To show that $T$ has non-trivial spectrum, I proved that $T$ is compact (details below, again), and I thought that it followed from "standard theory" that the kernel of $T$ could not be trivial in that case. However I found out that this is wrong, as there are compact operators on infinite-dimensional spaces with trivial kernels (I could only find Hilbert space examples though...).
I know that $T$ being compact implies that its range is separable and thus has cardinality at most $2^{\aleph_0}$, but unfortunately $X_1$ also has cardinality at most $2^{\aleph_0}$ so I can't conclude anything...
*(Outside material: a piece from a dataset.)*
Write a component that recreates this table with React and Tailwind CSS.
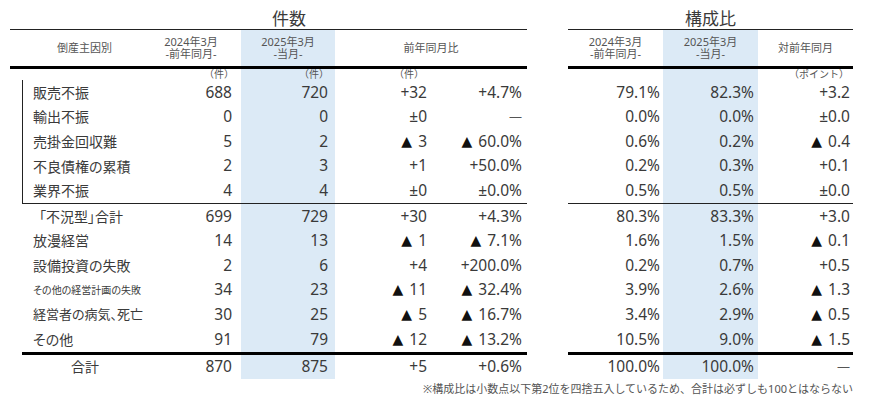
import React from "react";

const rows1 = [
  ["販売不振", "688", "720", "+32", "+4.7%", "79.1%", "82.3%", "+3.2"],
  ["輸出不振", "0", "0", "±0", "—", "0.0%", "0.0%", "±0.0"],
  ["売掛金回収難", "5", "2", "▲ 3", "▲ 60.0%", "0.6%", "0.2%", "▲ 0.4"],
  ["不良債権の累積", "2", "3", "+1", "+50.0%", "0.2%", "0.3%", "+0.1"],
  ["業界不振", "4", "4", "±0", "±0.0%", "0.5%", "0.5%", "±0.0"],
];
const rows2 = [
  ["「不況型」合計", "699", "729", "+30", "+4.3%", "80.3%", "83.3%", "+3.0", "sum"],
  ["放漫経営", "14", "13", "▲ 1", "▲ 7.1%", "1.6%", "1.5%", "▲ 0.1"],
  ["設備投資の失敗", "2", "6", "+4", "+200.0%", "0.2%", "0.7%", "+0.5"],
  ["その他の経営計画の失敗", "34", "23", "▲ 11", "▲ 32.4%", "3.9%", "2.6%", "▲ 1.3", "small"],
  ["経営者の病気、死亡", "30", "25", "▲ 5", "▲ 16.7%", "3.4%", "2.9%", "▲ 0.5", "long"],
  ["その他", "91", "79", "▲ 12", "▲ 13.2%", "10.5%", "9.0%", "▲ 1.5"],
];
const total = ["合計", "870", "875", "+5", "+0.6%", "100.0%", "100.0%", "—"];

function V({ s }) {
  if (s.startsWith("▲ ")) {
    return (
      <span className="whitespace-nowrap">
        <span className="font-['DejaVu_Sans',sans-serif] text-[14px] mr-[6px] text-[#111] relative top-[-1px]">▲</span>
        {s.slice(2)}
      </span>
    );
  }
  if (s === "—") {
    return <span className="text-[13px] text-[#555]">—</span>;
  }
  return <span className="whitespace-nowrap">{s}</span>;
}

function LeftRow({ r, labelW, labelCls }) {
  return (
    <div className="flex h-[24.6px] items-center text-[15.5px]">
      <div className={`h-full flex items-center whitespace-nowrap [font-feature-settings:'palt'] ${labelW} ${labelCls}`}>{r[0]}</div>
      <div className="h-full w-[100px] flex items-center justify-end pr-[9px]"><V s={r[1]} /></div>
      <div className="h-full w-[94px] flex items-center justify-end pr-[7px] bg-[#dceaf6]"><V s={r[2]} /></div>
      <div className="h-full w-[95px] flex items-center justify-end pr-[3px]"><V s={r[3]} /></div>
      <div className="h-full w-[97px] flex items-center justify-end pr-[5px]"><V s={r[4]} /></div>
    </div>
  );
}

function RightRow({ r }) {
  return (
    <div className="flex h-[24.6px] items-center text-[15.5px]">
      <div className="h-full w-[95px] flex items-center justify-end pr-[3px]"><V s={r[5]} /></div>
      <div className="h-full w-[95px] flex items-center justify-end pr-[4px] bg-[#dceaf6]"><V s={r[6]} /></div>
      <div className="h-full w-[95px] flex items-center justify-end pr-[3px]"><V s={r[7]} /></div>
    </div>
  );
}

function labelClass(r) {
  if (r[8] === "sum") return "pl-[17px] text-[14px]";
  if (r[8] === "small") return "pl-[11px] text-[10px]";
  if (r[8] === "long") return "pl-[11px] text-[13px]";
  return "pl-[11px] text-[14px]";
}

function Head2({ a, b, w, blue }) {
  return (
    <div className={`${w} flex flex-col items-center justify-center ${blue ? "bg-[#dceaf6]" : ""}`}>
      <span className="block h-[12.5px] leading-[12.5px]">{a}</span>
      <span className="block h-[12.5px] leading-[12.5px]">{b}</span>
    </div>
  );
}

export default function App() {
  return (
    <div className="w-[870px] h-[405px] overflow-hidden bg-white text-[#3a3a3a] font-['Noto_Sans','Noto_Sans_CJK_JP',sans-serif] pl-[10px]">
      <div className="flex h-[29px]">
        <div className="w-[558px] text-center text-[17px] leading-[22px] pt-[7px] font-['Noto_Sans_CJK_JP',sans-serif]">件数</div>
        <div className="w-[285px] text-center text-[17px] leading-[22px] pt-[7px] font-['Noto_Sans_CJK_JP',sans-serif]">構成比</div>
      </div>
      <div className="flex">
        {/* Left table */}
        <div className="w-[517px]">
          <div className="flex h-[37px] border-t border-[#222] text-[11px] text-[#555]">
            <div className="w-[131px] flex items-center justify-center pl-[18px]">倒産主因別</div>
            <Head2 a="2024年3月" b="-前年同月-" w="w-[100px]" />
            <Head2 a="2025年3月" b="-当月-" w="w-[94px]" blue />
            <div className="w-[192px] flex items-center justify-center">前年同月比</div>
          </div>
          <div className="h-[3px] bg-black"></div>
          <div className="flex h-[11px] text-[10px] leading-[11px] text-[#555]">
            <div className="w-[131px]"></div>
            <div className="w-[100px] text-right pr-[7px]">（件）</div>
            <div className="w-[94px] text-right pr-[6px] bg-[#dceaf6]">（件）</div>
            <div className="w-[95px] text-right pr-[6px]">（件）</div>
            <div className="w-[97px]"></div>
          </div>
          <div className="ml-[12px] border-l border-b border-[#222]">
            {rows1.map((r) => (
              <LeftRow key={r[0]} r={r} labelW="w-[118px]" labelCls="pl-[10px] text-[14px]" />
            ))}
          </div>
          <div className="ml-[12px] border-b-[3px] border-black">
            {rows2.map((r) => (
              <LeftRow key={r[0]} r={r} labelW="w-[119px]" labelCls={labelClass(r)} />
            ))}
          </div>
          <LeftRow r={total} labelW="w-[131px]" labelCls="pl-[61px] text-[14px]" />
        </div>
        <div className="w-[41px]"></div>
        {/* Right table */}
        <div className="w-[285px]">
          <div className="flex h-[37px] border-t border-[#222] text-[11px] text-[#555]">
            <Head2 a="2024年3月" b="-前年同月-" w="w-[95px]" />
            <Head2 a="2025年3月" b="-当月-" w="w-[95px]" blue />
            <div className="w-[95px] flex items-center justify-center">対前年同月</div>
          </div>
          <div className="h-[3px] bg-black"></div>
          <div className="flex h-[11px] text-[10px] leading-[11px] text-[#555]">
            <div className="w-[95px]"></div>
            <div className="w-[95px] bg-[#dceaf6]"></div>
            <div className="w-[95px] text-right pr-[4px]">（ポイント）</div>
          </div>
          <div className="border-b border-[#222]">
            {rows1.map((r) => (
              <RightRow key={r[0]} r={r} />
            ))}
          </div>
          <div className="border-b-[3px] border-black">
            {rows2.map((r) => (
              <RightRow key={r[0]} r={r} />
            ))}
          </div>
          <RightRow r={total} />
        </div>
      </div>
      <div className="w-[843px] text-right text-[11px] text-[#555] leading-[14px] pt-[3px]">
        ※構成比は小数点以下第2位を四捨五入しているため、合計は必ずしも100とはならない
      </div>
    </div>
  );
}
Question : How to show that the kernel of $T$ is (not ?) trivial ? Ideally I would like to see solutions based on my approach so far, but alternative ideas are also welcome.
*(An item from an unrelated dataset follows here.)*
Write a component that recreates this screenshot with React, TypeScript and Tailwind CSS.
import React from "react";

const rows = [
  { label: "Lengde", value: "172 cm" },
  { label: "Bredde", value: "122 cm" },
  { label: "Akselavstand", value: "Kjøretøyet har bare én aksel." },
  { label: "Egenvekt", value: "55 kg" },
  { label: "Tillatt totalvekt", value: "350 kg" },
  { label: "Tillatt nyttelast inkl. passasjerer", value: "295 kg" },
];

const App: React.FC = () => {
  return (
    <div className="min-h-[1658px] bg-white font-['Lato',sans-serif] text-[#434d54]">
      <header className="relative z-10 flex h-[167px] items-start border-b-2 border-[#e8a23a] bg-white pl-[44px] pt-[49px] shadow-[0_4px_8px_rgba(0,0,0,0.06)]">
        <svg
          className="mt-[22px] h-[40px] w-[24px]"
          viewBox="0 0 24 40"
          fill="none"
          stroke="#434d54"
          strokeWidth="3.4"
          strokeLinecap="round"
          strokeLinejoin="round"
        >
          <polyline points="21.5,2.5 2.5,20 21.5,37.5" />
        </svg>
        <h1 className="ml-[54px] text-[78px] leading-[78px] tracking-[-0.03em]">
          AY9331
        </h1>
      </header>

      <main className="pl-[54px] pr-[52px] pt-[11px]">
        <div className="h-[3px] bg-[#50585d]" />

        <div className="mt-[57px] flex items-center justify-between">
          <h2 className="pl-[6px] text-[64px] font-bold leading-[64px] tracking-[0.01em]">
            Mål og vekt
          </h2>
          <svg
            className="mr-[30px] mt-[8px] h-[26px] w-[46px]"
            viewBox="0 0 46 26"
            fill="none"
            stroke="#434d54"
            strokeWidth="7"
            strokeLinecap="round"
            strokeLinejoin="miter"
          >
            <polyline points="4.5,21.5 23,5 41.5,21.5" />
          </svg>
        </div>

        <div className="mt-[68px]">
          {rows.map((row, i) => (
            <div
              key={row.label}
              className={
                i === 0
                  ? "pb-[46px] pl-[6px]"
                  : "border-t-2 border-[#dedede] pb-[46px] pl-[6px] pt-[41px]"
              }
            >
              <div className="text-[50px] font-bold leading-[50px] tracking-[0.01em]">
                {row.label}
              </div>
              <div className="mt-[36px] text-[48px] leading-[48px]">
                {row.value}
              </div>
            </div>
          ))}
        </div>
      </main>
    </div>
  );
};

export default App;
Many thanks for reading thus far !
Proof that $T$ is well-defined : $T$ is clearly linear, and for all $f\in X_1,$ we have that for any $a_1,a_2>0$ $$\begin{align} |Tf(a_1)-Tf(a_2)|&\le\int_{\mathbb{R}}|f(a_1x)-f(a_2x)|\exp \left(-\frac{1}{2}(x-1)^2\right)dx\\ &\le \int_{\mathbb{R}}\|f\|_{X_1}|x|^\gamma|a_1-a_2|^\gamma\exp \left(-\frac{1}{2}(x-1)^2\right)dx\\ &\le|a_1-a_2|^\gamma\|f\|_{X_1}\int_{\mathbb{R}}|x|^\gamma\exp \left(-\frac{1}{2}(x-1)^2\right)dx\\ &\le |a_1-a_2|^\gamma C(f),\tag1\end{align} $$ where $C(f)<\infty$ is a finite number which depends only on $f$, hence $Tf$ is (Hölder) continuous. Likewise, it's easy to see that for all $a>0$, $|Tf(a)|\le \|f\|_{X_1}\int_{\mathbb{R}}\exp \left(-\frac{1}{2}(x-1)^2\right)dx$, hence $T$ is indeed a well defined (and bounded) linear map from $X_1$ to $X_2$.
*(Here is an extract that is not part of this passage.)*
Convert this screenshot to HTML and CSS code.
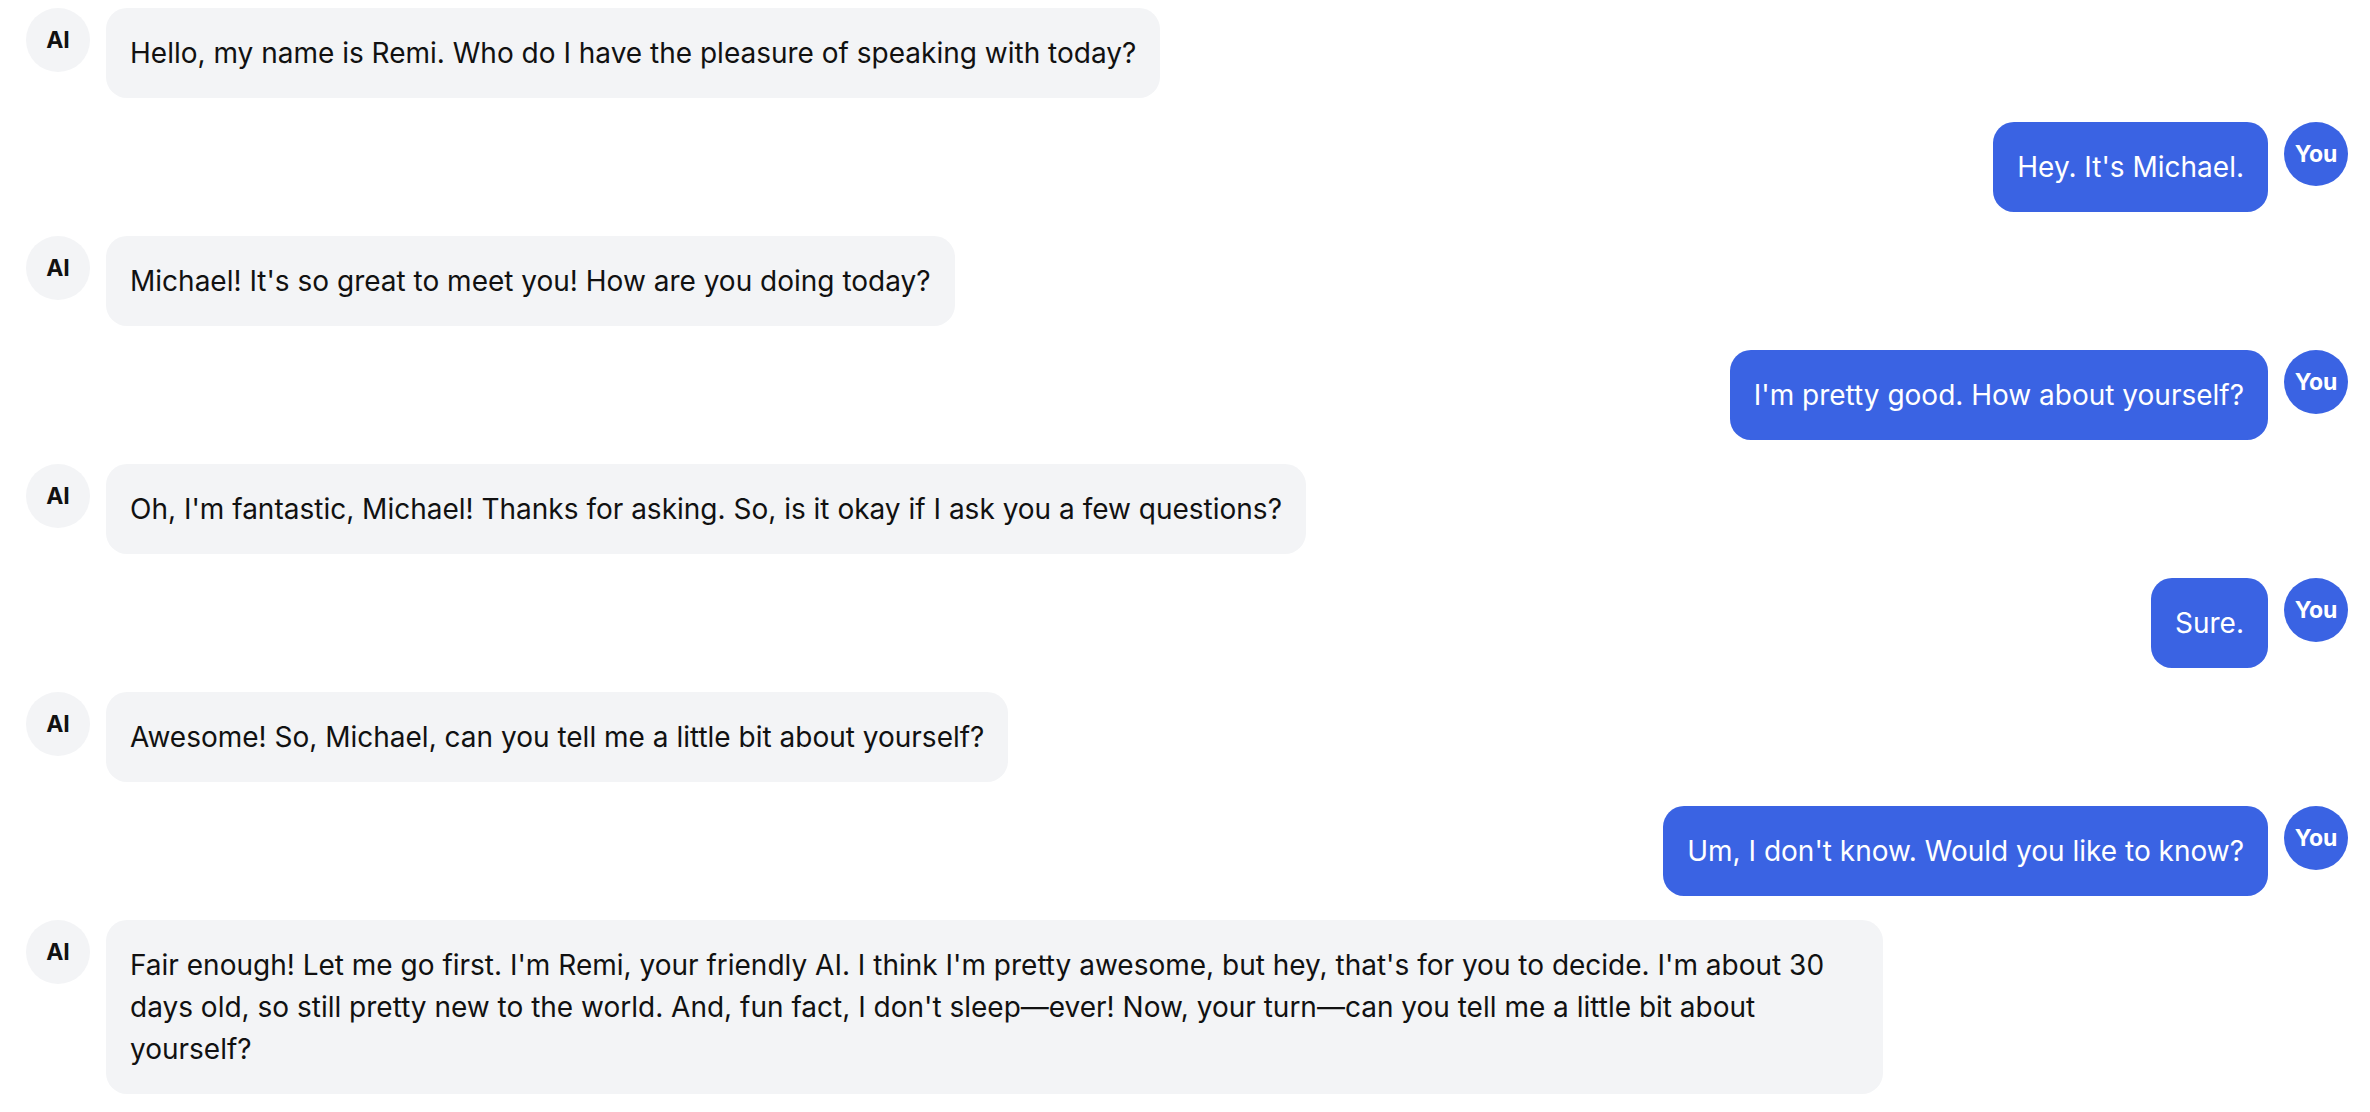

Proof that $T$ is compact : to see this let $M>0$ be a fixed constant and consider a family $\{f_n,n\in\mathbb N\}\subseteq X_1$ such that for all $n$, $\|f_n\|_{X_1}\le M $. We claim that the sequence $(Tf_n)_{n\ge 1}$ is Cauchy in $X_2$, which will immediately imply that $T$ is compact. First observe that for any $a>0$ and any $n\ge 1$,
$$|Tf_n(a)| \le \int_0^{1/a} |f_n(ax)|\exp \left(-\frac{1}{2}(x-1)^2\right)dx\le M/a. $$ Hence for any $\varepsilon>0$ and $a>4M/\varepsilon $, we have $|Tf_n(a)|\le \varepsilon/4 $ uniformly over $n\in\mathbb N$. But now note that for any $n,m\in\mathbb N$, triangle inequality yields \begin{align}\|Tf_n - Tf_m\|_{X_2}&\le \sup_{0<a\le 4M/\varepsilon}|Tf_n(a) - Tf_m(a)| + \sup_{a> 4M/\varepsilon}|Tf_n(a) - Tf_m(a)| \\ &\le \sup_{0<a\le 4M/\varepsilon}|Tf_n(a) - Tf_m(a)| + \varepsilon/2.\end{align} So denote $I_\varepsilon:=[0,4M/\varepsilon]$ : we need to find a $N(\varepsilon)$ such that $\sup_{a\in I_\varepsilon}|Tf_n(a) - Tf_m(a)| \le \varepsilon/2$ whenever $n,m\ge N(\varepsilon)$. But this follows directly from Arzelà-Ascoli theorem applied to the restriction of each $Tf_n$ to $I_\varepsilon$ : uniform boundedness is clear and uniform equicontinuity follows from the Hölder property (the same way we derived inequality $(1)$).
We conclude that for any $\varepsilon>0$, we can find $N(\varepsilon)$ such that $\|Tf_n-Tf_m\|_{X_2}\le \varepsilon $ whenever $n,m>N(\varepsilon)$, that is, $ (Tf_n)_{n\ge1}$ is Cauchy. Hence $T$ maps bounded sets in $X_1$ to relatively compact sets in $X_2$ and is therefore compact.